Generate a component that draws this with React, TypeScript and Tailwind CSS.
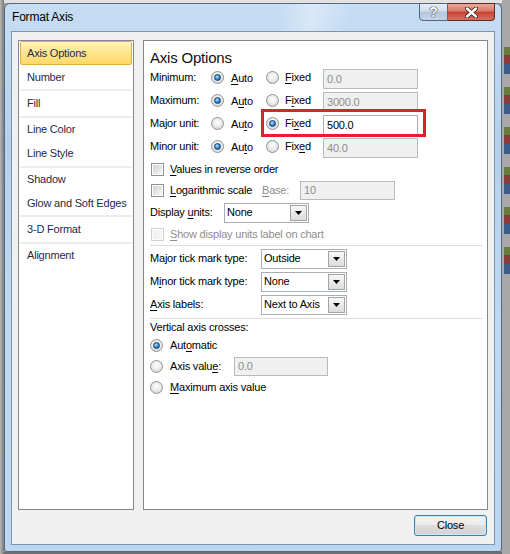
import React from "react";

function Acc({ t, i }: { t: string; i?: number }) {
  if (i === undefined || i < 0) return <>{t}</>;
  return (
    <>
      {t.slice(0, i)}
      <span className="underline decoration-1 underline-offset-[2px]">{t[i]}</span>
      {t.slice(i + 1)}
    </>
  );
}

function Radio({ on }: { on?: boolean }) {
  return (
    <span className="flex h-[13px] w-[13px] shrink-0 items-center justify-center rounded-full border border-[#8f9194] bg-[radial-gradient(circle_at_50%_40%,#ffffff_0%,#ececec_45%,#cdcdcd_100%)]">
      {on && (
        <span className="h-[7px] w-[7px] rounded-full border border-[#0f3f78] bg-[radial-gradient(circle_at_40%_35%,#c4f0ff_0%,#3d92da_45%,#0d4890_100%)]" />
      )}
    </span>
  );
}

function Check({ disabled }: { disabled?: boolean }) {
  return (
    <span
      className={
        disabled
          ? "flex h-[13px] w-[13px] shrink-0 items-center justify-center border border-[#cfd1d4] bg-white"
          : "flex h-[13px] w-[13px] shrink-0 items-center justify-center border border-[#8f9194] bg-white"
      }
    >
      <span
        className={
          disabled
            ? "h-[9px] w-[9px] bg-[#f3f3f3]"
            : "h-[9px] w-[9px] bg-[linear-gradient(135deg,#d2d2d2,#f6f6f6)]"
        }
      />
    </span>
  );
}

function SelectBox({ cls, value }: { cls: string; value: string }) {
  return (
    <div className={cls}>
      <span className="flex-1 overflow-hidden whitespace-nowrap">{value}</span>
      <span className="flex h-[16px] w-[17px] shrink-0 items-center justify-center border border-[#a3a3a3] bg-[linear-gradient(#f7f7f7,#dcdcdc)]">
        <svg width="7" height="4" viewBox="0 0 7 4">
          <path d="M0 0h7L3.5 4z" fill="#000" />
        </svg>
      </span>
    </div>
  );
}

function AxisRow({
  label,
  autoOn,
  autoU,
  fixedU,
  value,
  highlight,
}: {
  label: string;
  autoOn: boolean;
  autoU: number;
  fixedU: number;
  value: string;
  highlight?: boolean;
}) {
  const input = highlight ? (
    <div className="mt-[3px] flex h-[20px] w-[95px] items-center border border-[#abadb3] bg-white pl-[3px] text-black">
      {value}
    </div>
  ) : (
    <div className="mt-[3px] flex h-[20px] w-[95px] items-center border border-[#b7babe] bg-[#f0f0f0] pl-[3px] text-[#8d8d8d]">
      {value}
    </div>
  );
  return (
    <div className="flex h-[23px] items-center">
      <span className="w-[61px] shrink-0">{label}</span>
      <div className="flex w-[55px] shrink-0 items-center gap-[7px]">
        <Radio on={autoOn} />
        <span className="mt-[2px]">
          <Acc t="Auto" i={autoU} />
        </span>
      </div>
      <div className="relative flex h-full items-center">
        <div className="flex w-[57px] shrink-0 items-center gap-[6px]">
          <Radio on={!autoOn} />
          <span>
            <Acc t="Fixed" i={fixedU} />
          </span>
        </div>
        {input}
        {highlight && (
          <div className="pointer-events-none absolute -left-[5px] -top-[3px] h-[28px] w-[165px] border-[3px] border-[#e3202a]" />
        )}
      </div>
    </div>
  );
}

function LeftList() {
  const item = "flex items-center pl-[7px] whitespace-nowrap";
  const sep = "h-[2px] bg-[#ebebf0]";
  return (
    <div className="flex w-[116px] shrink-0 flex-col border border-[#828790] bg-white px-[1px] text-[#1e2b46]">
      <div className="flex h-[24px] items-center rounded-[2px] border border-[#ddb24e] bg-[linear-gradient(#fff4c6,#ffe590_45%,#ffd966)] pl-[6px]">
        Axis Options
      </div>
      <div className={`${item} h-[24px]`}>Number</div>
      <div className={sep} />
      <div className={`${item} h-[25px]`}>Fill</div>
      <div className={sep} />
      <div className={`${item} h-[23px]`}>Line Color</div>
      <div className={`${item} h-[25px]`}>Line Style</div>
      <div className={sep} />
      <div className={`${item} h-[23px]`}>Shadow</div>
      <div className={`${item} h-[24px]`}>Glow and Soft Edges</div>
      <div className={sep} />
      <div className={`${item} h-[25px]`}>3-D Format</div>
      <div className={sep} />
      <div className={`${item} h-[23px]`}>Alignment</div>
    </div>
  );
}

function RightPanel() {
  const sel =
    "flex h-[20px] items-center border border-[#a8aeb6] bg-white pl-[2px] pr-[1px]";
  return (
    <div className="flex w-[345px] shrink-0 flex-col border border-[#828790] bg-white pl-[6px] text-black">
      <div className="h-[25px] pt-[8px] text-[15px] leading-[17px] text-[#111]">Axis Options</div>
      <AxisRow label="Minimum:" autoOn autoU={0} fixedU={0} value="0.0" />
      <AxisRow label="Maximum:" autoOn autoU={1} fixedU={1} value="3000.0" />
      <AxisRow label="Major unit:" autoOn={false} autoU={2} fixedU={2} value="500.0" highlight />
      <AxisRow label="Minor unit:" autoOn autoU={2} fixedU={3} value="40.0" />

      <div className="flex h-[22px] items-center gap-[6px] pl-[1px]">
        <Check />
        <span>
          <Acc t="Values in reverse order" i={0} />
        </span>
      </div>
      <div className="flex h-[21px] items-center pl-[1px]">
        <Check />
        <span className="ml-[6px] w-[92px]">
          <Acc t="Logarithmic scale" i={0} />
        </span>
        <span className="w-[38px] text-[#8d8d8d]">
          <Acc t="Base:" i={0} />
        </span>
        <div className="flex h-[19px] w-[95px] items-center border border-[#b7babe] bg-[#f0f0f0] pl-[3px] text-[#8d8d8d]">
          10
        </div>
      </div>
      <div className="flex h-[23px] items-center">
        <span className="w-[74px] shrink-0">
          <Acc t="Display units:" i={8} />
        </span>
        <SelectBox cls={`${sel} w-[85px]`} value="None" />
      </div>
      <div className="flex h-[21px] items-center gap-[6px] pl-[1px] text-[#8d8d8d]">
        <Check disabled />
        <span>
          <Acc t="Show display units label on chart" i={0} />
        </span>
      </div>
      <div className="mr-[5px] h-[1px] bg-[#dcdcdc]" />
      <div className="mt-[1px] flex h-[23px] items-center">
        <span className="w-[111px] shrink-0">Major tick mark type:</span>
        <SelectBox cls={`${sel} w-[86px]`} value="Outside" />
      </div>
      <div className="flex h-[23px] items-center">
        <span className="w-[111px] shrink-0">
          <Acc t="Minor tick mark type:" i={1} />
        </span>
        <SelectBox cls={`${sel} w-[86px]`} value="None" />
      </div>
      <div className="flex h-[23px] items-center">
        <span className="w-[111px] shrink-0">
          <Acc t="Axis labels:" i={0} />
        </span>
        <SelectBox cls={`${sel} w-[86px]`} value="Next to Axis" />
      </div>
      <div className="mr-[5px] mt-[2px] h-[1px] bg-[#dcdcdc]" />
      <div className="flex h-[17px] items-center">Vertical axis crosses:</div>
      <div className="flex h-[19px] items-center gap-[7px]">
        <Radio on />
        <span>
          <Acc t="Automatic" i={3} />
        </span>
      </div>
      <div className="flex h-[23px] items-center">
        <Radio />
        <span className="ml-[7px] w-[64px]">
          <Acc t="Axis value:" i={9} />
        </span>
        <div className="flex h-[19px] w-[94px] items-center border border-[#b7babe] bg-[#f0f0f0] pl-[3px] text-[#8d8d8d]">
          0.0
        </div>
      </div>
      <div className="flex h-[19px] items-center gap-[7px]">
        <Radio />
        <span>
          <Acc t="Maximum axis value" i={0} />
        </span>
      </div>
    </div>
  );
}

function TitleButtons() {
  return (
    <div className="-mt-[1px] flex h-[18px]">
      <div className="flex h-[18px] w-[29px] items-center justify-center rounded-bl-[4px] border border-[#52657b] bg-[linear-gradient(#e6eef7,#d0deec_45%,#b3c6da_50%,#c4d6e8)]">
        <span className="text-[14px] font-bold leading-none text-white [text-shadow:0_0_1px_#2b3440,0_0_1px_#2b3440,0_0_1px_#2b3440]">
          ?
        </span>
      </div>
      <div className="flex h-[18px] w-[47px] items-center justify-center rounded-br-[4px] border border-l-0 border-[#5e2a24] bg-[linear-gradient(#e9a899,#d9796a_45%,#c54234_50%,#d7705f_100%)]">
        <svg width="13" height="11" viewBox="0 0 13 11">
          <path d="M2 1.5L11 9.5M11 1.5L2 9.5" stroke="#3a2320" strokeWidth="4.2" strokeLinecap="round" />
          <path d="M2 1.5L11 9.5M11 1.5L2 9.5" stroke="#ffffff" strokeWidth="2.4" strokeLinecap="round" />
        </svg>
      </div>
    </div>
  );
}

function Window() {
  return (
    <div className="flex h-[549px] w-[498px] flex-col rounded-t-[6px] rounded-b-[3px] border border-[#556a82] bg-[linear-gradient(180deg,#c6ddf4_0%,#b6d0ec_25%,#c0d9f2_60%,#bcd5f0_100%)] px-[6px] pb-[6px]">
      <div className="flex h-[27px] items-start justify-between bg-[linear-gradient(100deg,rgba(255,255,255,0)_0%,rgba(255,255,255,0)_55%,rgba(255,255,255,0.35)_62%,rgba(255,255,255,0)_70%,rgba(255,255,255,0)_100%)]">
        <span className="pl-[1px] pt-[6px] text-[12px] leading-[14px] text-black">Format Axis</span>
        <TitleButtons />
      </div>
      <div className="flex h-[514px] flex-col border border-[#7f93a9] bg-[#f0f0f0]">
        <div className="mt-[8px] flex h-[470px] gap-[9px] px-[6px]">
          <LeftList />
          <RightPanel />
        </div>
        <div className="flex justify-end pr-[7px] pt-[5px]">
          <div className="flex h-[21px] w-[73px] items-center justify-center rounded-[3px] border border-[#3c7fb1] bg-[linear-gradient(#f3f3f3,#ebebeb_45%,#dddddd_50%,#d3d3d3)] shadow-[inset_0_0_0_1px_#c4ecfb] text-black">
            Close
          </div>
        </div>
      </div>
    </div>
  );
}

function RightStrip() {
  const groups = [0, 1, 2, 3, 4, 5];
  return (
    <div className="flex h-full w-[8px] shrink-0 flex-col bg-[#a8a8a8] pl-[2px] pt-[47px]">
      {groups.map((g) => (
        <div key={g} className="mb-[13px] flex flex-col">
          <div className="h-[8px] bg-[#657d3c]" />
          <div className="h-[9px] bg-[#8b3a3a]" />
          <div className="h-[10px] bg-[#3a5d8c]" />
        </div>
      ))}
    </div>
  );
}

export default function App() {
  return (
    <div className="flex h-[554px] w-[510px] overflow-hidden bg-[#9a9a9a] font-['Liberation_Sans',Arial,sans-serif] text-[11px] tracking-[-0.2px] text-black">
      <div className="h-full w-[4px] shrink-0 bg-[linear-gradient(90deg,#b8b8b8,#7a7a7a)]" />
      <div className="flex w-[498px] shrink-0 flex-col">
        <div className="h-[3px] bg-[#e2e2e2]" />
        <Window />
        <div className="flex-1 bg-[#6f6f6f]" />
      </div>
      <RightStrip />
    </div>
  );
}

★ ★ ★ ★ ★ ★ ★

§ **Directions for this task**
Skip the pictures and restate exactly the lines from the beginning of the listing to the line with "import React from", that line included.

§ **Response below**
Generate a component that draws this with React, TypeScript and Tailwind CSS.
import React from "react";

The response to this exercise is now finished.